The Brit admitted after his successful qualifying session he was positively surprised by the emergence of other teams as realistic competitors in Singapore. In fact, the top six qualifying times were only 0.3sec apart – and were struck not only by dominating Mercedes engines, but also Renault and Ferrari.
But Hamilton had little to worry about that evening with his biggest rival out of the race – that is, until the safety car was called in on lap 31 following contact between Sergio Perez and Adrian Sutil. The Mexican ended up running over his own front wing which had fallen off his Force India following the contact, leaving a considerable amount of debris on track which took seven long laps to clear off. That erased the advantage Hamilton had racked up over second-placed Sebastian Vettel and his team-mate Daniel Ricciardo, who benefitted from Fernando Alonso’s safety car period pit stop to move ahead of the Spaniard. The Aussie was demoted from his qualifying spot on lap one, when the Ferrari ran wide and across the run-off on Turn 1 to emerge second, but then only gave up one space for Vettel, leaving Ricciardo having to fight for his original grid spot.
Sure enough, however, despite increased competition from the rest of the paddock, Mercedes remained the most powerful outfit on the track. Once the safety car made its way back into the pits, Hamilton shot out extending the gap to Vettel to more than 3sec on just that first lap. From then on it was a race against time and tyre degradation for the Brit, as his team – and certainly his rivals – calculated the best time for his mandatory stop to change to soft tyres, in order to still emerge ahead of the pack. It was a mental battle for Hamilton, who desperately wanted to avoid a blow-out, but who was at the same time told to hold off until the very last moment. The wait had paid off, as when the Brit did come in for his tyre change on lap 52 he had only been overtaken by Vettel, who did not stand a chance to fight the new championship leader off on his own worn rubber. The Brit finished with a 13.5sec advantage.

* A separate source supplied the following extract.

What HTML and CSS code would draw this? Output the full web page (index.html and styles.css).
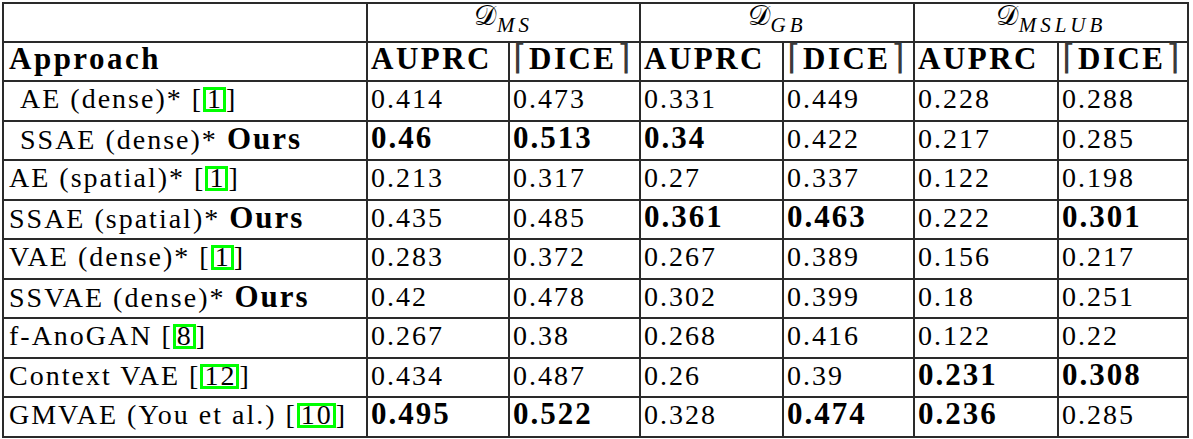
FILE: index.html
```html
<!DOCTYPE html>
<html lang="en">
<head>
    <meta charset="UTF-8">
    <title>Results table</title>
    <link rel="stylesheet" href="styles.css">
</head>
<body>
    <table class="results">
        <colgroup>
            <col class="c-name">
            <col class="c-a"><col class="c-b">
            <col class="c-c"><col class="c-b">
            <col class="c-d"><col class="c-e">
        </colgroup>
        <thead>
            <tr class="head-sets">
                <th></th>
                <th colspan="2" class="set"><span class="cal">𝒟</span><sub>MS</sub></th>
                <th colspan="2" class="set"><span class="cal">𝒟</span><sub>GB</sub></th>
                <th colspan="2" class="set"><span class="cal">𝒟</span><sub>MSLUB</sub></th>
            </tr>
            <tr class="head-metrics">
                <th class="name b">Approach</th>
                <th class="b">AUPRC</th>
                <th class="b"><span class="ceil">⌈</span>DICE<span class="ceil end">⌉</span></th>
                <th class="b">AUPRC</th>
                <th class="b"><span class="ceil">⌈</span>DICE<span class="ceil end">⌉</span></th>
                <th class="b">AUPRC</th>
                <th class="b"><span class="ceil">⌈</span>DICE<span class="ceil end">⌉</span></th>
            </tr>
        </thead>
        <tbody>
            <tr>
                <td class="name indent">AE (dense)* [<span class="ref">1</span>]</td>
                <td>0.414</td><td>0.473</td><td>0.331</td><td>0.449</td><td>0.228</td><td>0.288</td>
            </tr>
            <tr>
                <td class="name indent">SSAE (dense)* <b>Ours</b></td>
                <td class="b">0.46</td><td class="b">0.513</td><td class="b">0.34</td><td>0.422</td><td>0.217</td><td>0.285</td>
            </tr>
            <tr>
                <td class="name">AE (spatial)* [<span class="ref">1</span>]</td>
                <td>0.213</td><td>0.317</td><td>0.27</td><td>0.337</td><td>0.122</td><td>0.198</td>
            </tr>
            <tr>
                <td class="name">SSAE (spatial)* <b>Ours</b></td>
                <td>0.435</td><td>0.485</td><td class="b">0.361</td><td class="b">0.463</td><td>0.222</td><td class="b">0.301</td>
            </tr>
            <tr>
                <td class="name">VAE (dense)* [<span class="ref">1</span>]</td>
                <td>0.283</td><td>0.372</td><td>0.267</td><td>0.389</td><td>0.156</td><td>0.217</td>
            </tr>
            <tr>
                <td class="name">SSVAE (dense)* <b>Ours</b></td>
                <td>0.42</td><td>0.478</td><td>0.302</td><td>0.399</td><td>0.18</td><td>0.251</td>
            </tr>
            <tr>
                <td class="name">f-AnoGAN [<span class="ref">8</span>]</td>
                <td>0.267</td><td>0.38</td><td>0.268</td><td>0.416</td><td>0.122</td><td>0.22</td>
            </tr>
            <tr>
                <td class="name">Context VAE [<span class="ref">12</span>]</td>
                <td>0.434</td><td>0.487</td><td>0.26</td><td>0.39</td><td class="b">0.231</td><td class="b">0.308</td>
            </tr>
            <tr>
                <td class="name">GMVAE (You et al.) [<span class="ref">10</span>]</td>
                <td class="b">0.495</td><td class="b">0.522</td><td>0.328</td><td class="b">0.474</td><td class="b">0.236</td><td>0.285</td>
            </tr>
        </tbody>
    </table>
</body>
</html>
```

FILE: styles.css
```css
body {
    margin: 0;
    padding: 2px 0 0 2px;
    background: #fff;
    color: #000;
    font-family: "Liberation Serif", "Times New Roman", "DejaVu Serif", serif;
}
.results {
    border-collapse: separate;
    border-spacing: 0;
    table-layout: fixed;
    width: 1187px;
    border-top: 2px solid #2a2a2a;
    border-left: 2px solid #2a2a2a;
}
.c-name { width: 364px; }
.c-a { width: 142px; }
.c-b { width: 131px; }
.c-c { width: 143px; }
.c-d { width: 144px; }
.c-e { width: 130px; }
th, td {
    box-sizing: border-box;
    border-right: 2px solid #2a2a2a;
    border-bottom: 2px solid #2a2a2a;
    padding: 2px 0 0 3px;
    vertical-align: top;
    text-align: left;
    font-family: "Liberation Serif", "Times New Roman", serif;
    font-weight: normal;
    font-size: 28px;
    line-height: 30px;
    letter-spacing: 2px;
    white-space: nowrap;
}
thead tr { height: 39px; }
tbody tr { height: 39.5px; }
.name { padding-left: 5px; }
.name.indent { padding-left: 16px; }
.b, b {
    font-weight: bold;
    font-size: 31px;
    letter-spacing: 2px;
}
td.b, th.b { padding-top: 1px; }
th.b { letter-spacing: 2.5px; }
.set {
    text-align: center;
    padding: 0;
    line-height: 23px;
}
.cal {
    font-family: "DejaVu Sans", "DejaVu Serif", serif;
    font-style: normal;
    font-size: 28px;
    line-height: 0;
    letter-spacing: 1px;
}
.set sub {
    font-style: italic;
    font-size: 21px;
    letter-spacing: 4px;
    vertical-align: -7px;
    line-height: 0;
}
.ceil {
    font-family: "DejaVu Sans", sans-serif;
    font-weight: 200;
    font-size: 35px;
    color: #3a3a3a;
    letter-spacing: 0;
    line-height: 0;
    margin-right: 2px;
}
.ceil.end { margin: 0; }
.ref {
    display: inline-block;
    line-height: 18px;
    padding: 0 0 1px 1px;
    border: 3px solid #00ff00;
}
```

“It was great to come here after winning in Monza and start the final leg of the season with such a competitive car,” Hamilton said after the race.
“It would have been a really hardcore race if Nico had been at the front, as we clearly had the pace.”
“There was no point fighting Lewis at the end, he was on fresh tyres and I had to manage mine to the end as they were pretty old by then; that was the focus,” Vettel said.
“It was nice to get the cold champagne on the podium.”
The second place finish was the German’s best result this year – a stark contrast to the four years prior, when he scooped his history-making quartet of titles. In 2014 he has been regularly outperformed by his new team-mate Ricciardo – but not in Singapore, as the Aussie suffered from battery problems which impaired his competitiveness on track that evening – but he still managed third.
“We were really close to the Mercedes in qualifying and we expected the race pace to be a bit faster today to be honest,” Ricciardo said after the race.
“We weren’t quick enough in the first stint and we had a few other issues going on, with brakes and some power issues that were coming and going, but in terms of points we still got a good handful to take away from here.”
Ferrari also seemed to continue the momentum throughout the weekend and into the race, with Alonso’s 4. place finish a bitter-sweet boost to the team following a disastrous performance a fortnight earlier in Monza. But while the Spaniard was making the most of his own (if not his car’s) competitive edge, his team-mate Kimi Raikkonen was once more struck by bad luck with software issues affecting his qualifying and then tyre degradation impairing his race. The team did not manage to recover the third position in the constructors’ championship, which they lost to Williams in Italy, even though the Grove squad only benefitted from one point scorer in Singapore with Felipe Massa’s 5. finish.
Right behind him across the line was the revelation of the evening: Jean-Eric Vergne. The Toro Rosso driver struggled throughout the race, when he was handed two five-second penalties: first one for exceeding track limits when passing Raikkonen early in the race when the Finn emerged from the pits, and later for the same manoeuvre against Lotus’ Pastor Maldonado. Regardless, the Frenchman pushed in the final stages of the race to claim his best result this season, finishing in 6.
Another surprise, considering the circumstances, came in the form of Sergio Perez who – despite the safety-car-causing damage to his car – made the most of the fresher set of tyres his forced pit stop had granted him to overtake three cars on the last two laps, to cross the finish line behind Vergne. That, as well as the 9. place finish for his team-mate Nico Hulkenberg has added crucial points for the outfit, who are now placed behind Ferrari in the constructors’ championship.
On the other hand it was a bleak evening for the team below in the standings; Kevin Magnussen managed to scoop just one point in the event after a draining struggle with Singaporean weather and the overheating of his McLaren – including his water bottle which left him highly dehydrated at the end of the race; while Jenson Button failed to cross the finish line at all for the first time in 36 races as his car was hit by a sudden loss of power on lap 54.
The Brit joined a parade-lap retiree Kamui Kobayashi, whose Caterham experienced a loss of power and a break failure, as well as two Sauber drivers: Esteban Gutierrez and Adrian Sutil. None of this group has their future in the sport set in stone, and while Button looks the strongest of the lot, questions had been raised that week whether the likes of Marussia, Caterham and Sauber would appear at all on the 2015 grid – which is yet another reason to rue their DNFs (did not finish).
With five more races to go it is still all to play for for the two realistic contenders for this year’s title, as the win had moved Hamilton ahead of Rosberg, but only by mere three points. But while the Brit might be joining the post-race party life in Singapore, having taken one step closer to his dream second world title, his team-mate will have to fight off fears that his nightmare bad-luck-season has only just begun.